Conservation easement
If preserving agricultural use matters to you, explore selling development rights via a conservation easement. You may unlock value while keeping ownership and protecting the land’s long-term character—an increasingly relevant option as Utah lost 1.2 million acres of farmland between 2002 and 2022, according to the Kem C. Gardner Policy Institute (Deseret News).
Final thoughts
Selling agricultural land in Utah works best when you treat it like a business transaction backed by clean records, credible pricing, and clear marketing. The upside is real: Utah farm real estate values jumped approximately 8.6% from 2023 to 2024, according to Swan Land Company, and Utah leads individual states with a cropland value gain of +9.7% in 2025, according to the Van Trump Report. But strong outcomes still depend on water-rights clarity, realistic terms, and a process that matches your timeline.
Remember what you’re selling: a piece of an industry that uses nearly one-fifth of Utah’s land—10.5 million acres of Utah’s 54.3 million acres—according to the Kem C. Gardner Policy Institute (Deseret News). Whether your buyer is a neighboring producer, a small-acreage operator, an investor, or a conservation-minded group, preparation and transparency turn a complex sale into a smooth closing.
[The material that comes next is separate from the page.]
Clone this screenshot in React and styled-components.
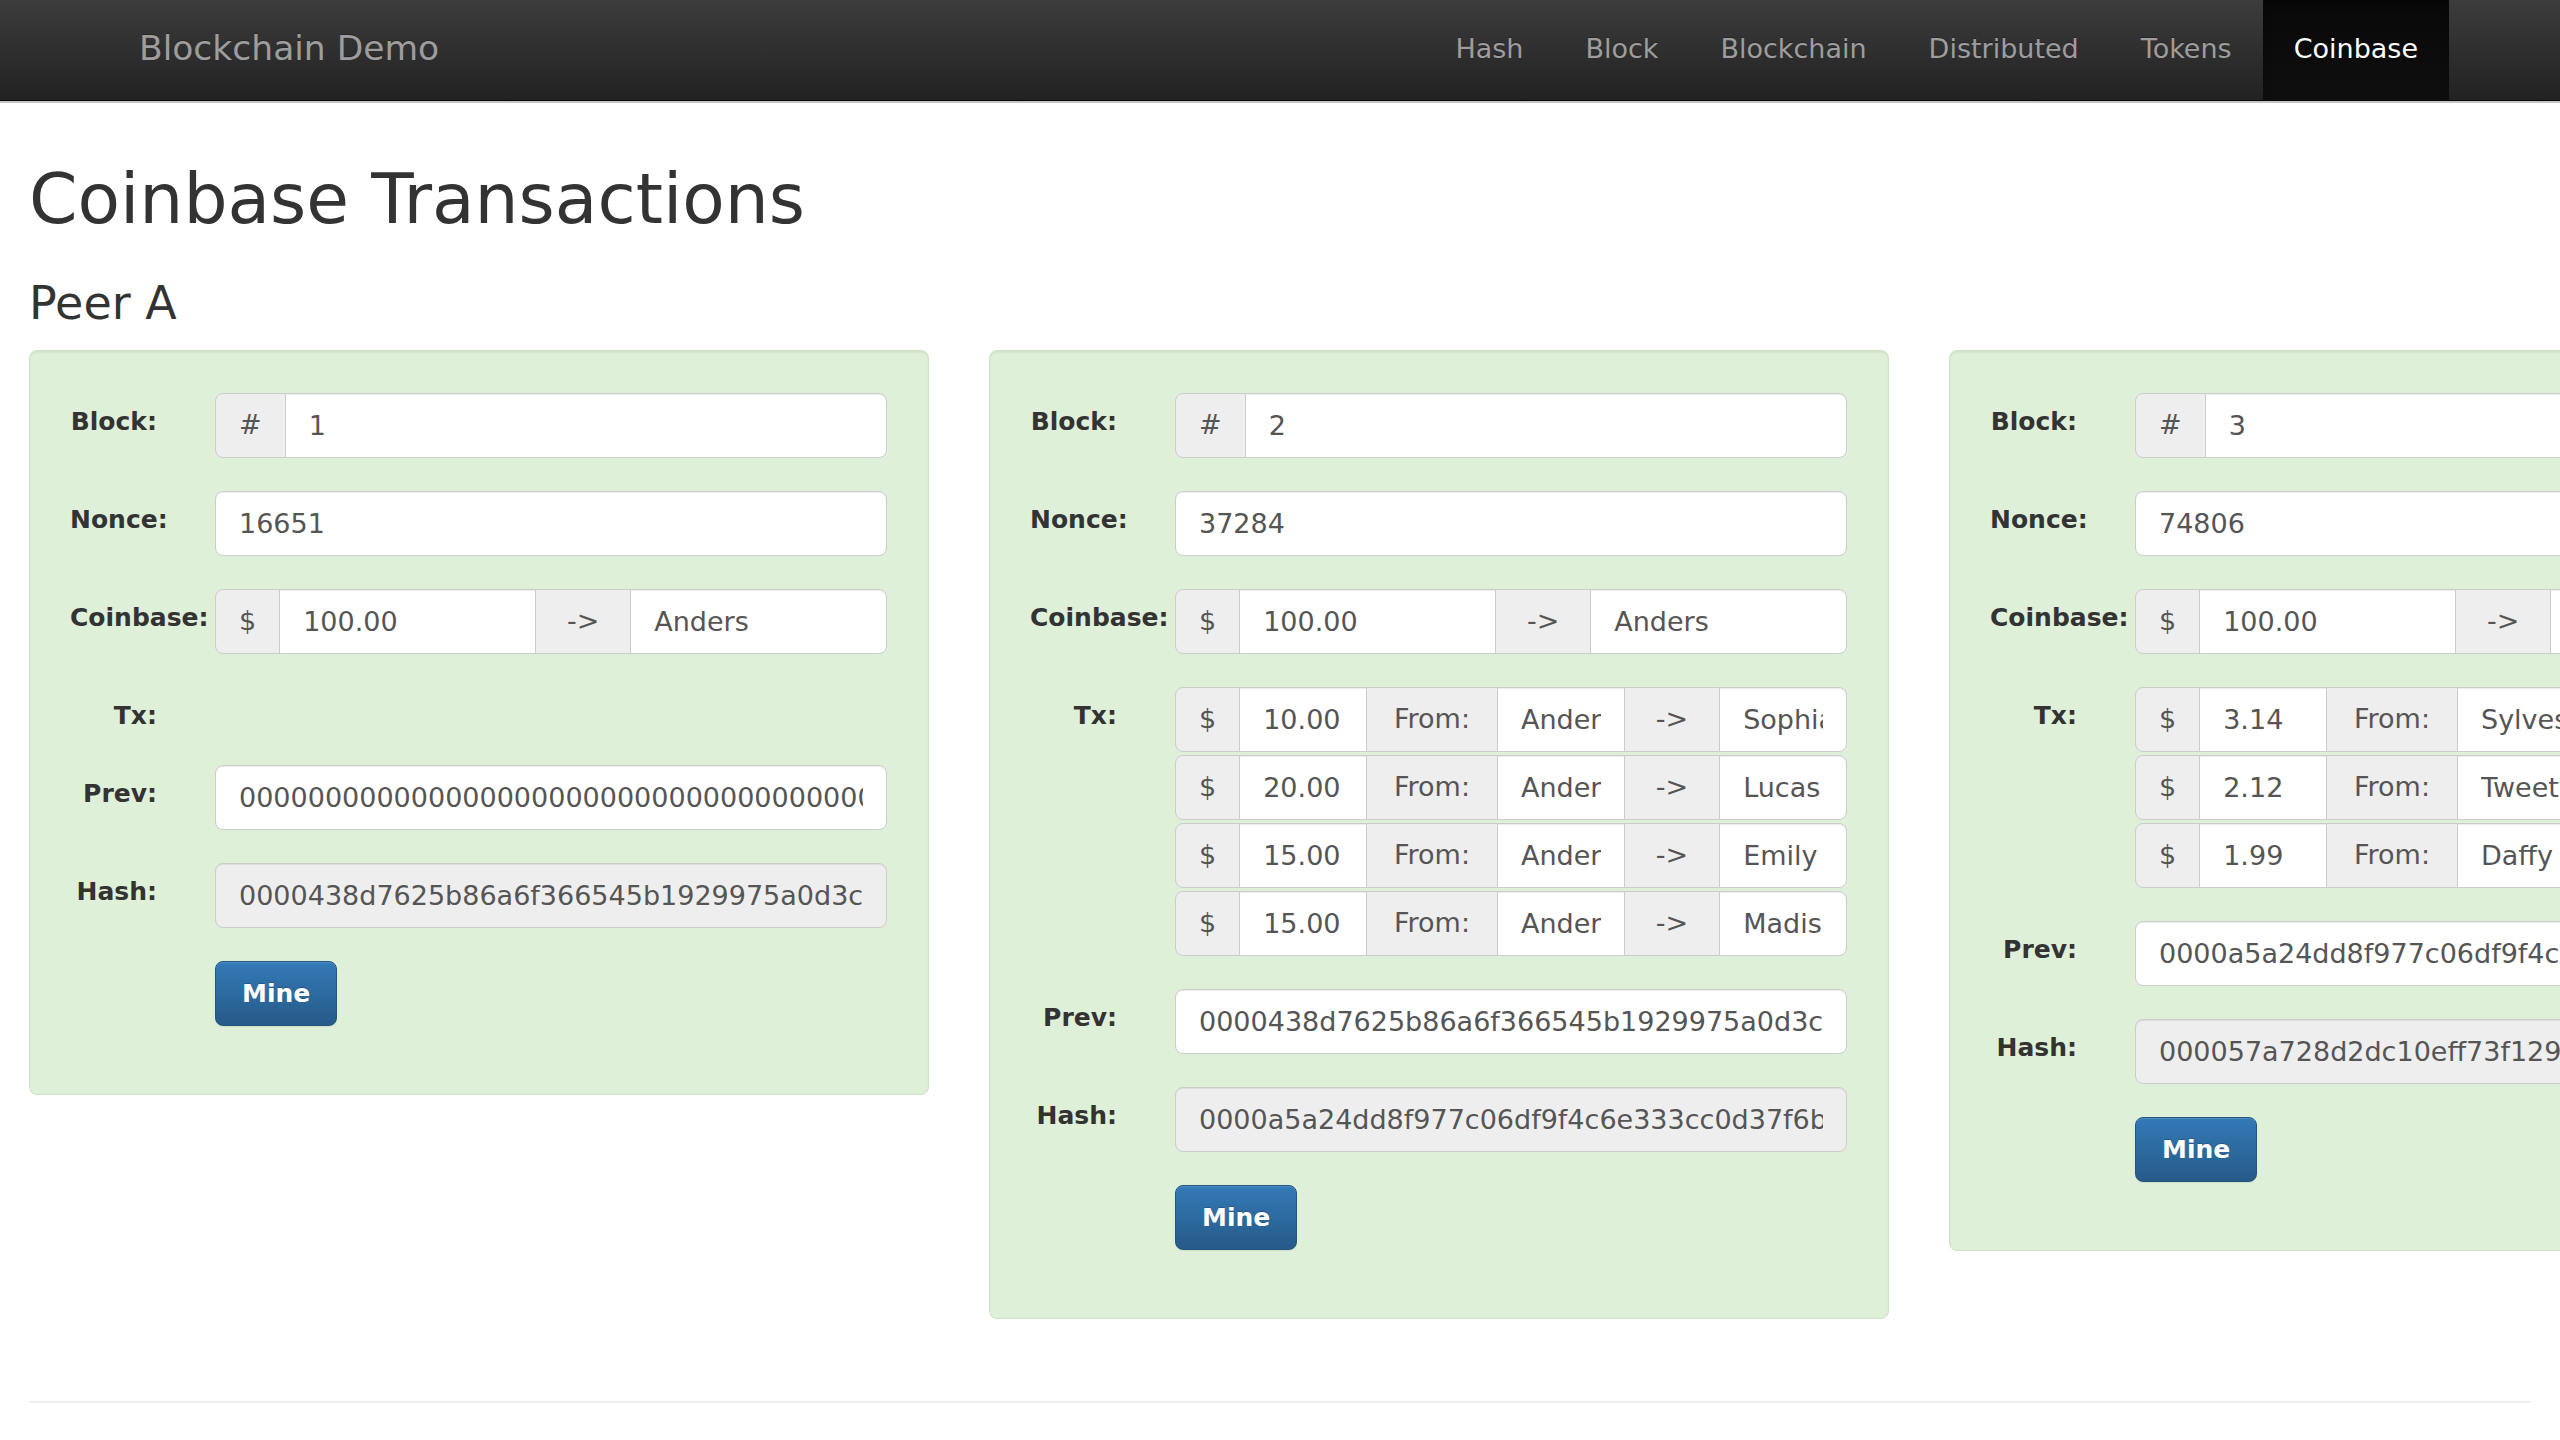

Frequently Asked Questions (FAQs)
How long does it typically take to sell agricultural land in Utah?
Timelines vary by location, water, and price. Buyer-ready properties with clear water documentation and strong access often move faster than remote parcels. Plan for months—not days—unless you pursue a direct-cash buyer or auction strategy.
Do I need a real estate agent to sell my agricultural land in Utah?
No, but an agent who specializes in agricultural properties can help with pricing, buyer screening, and transaction complexity. If you sell on your own, expect to invest significant time in marketing, showings, and document management.
How are water rights handled when selling agricultural land in Utah?
Water rights must be clearly documented, verified, and transferred correctly. Many deals hinge on priority dates, shares, points of diversion, and whether rights convey with the land or are excluded. Work with professionals who understand Utah water law and local practices.
What tax implications should I consider when selling agricultural land?
You may face capital gains taxes and other tax consequences depending on ownership period, improvements, and your broader financial picture. A tax professional can also advise on tools such as 1031 exchanges and strategies aligned with estate planning.
Can I keep farming after I sell the land?
Yes. Many sellers negotiate a lease-back so they can continue operating for a defined period. Put the lease terms in writing, including rent, duration, maintenance responsibilities, and access rules.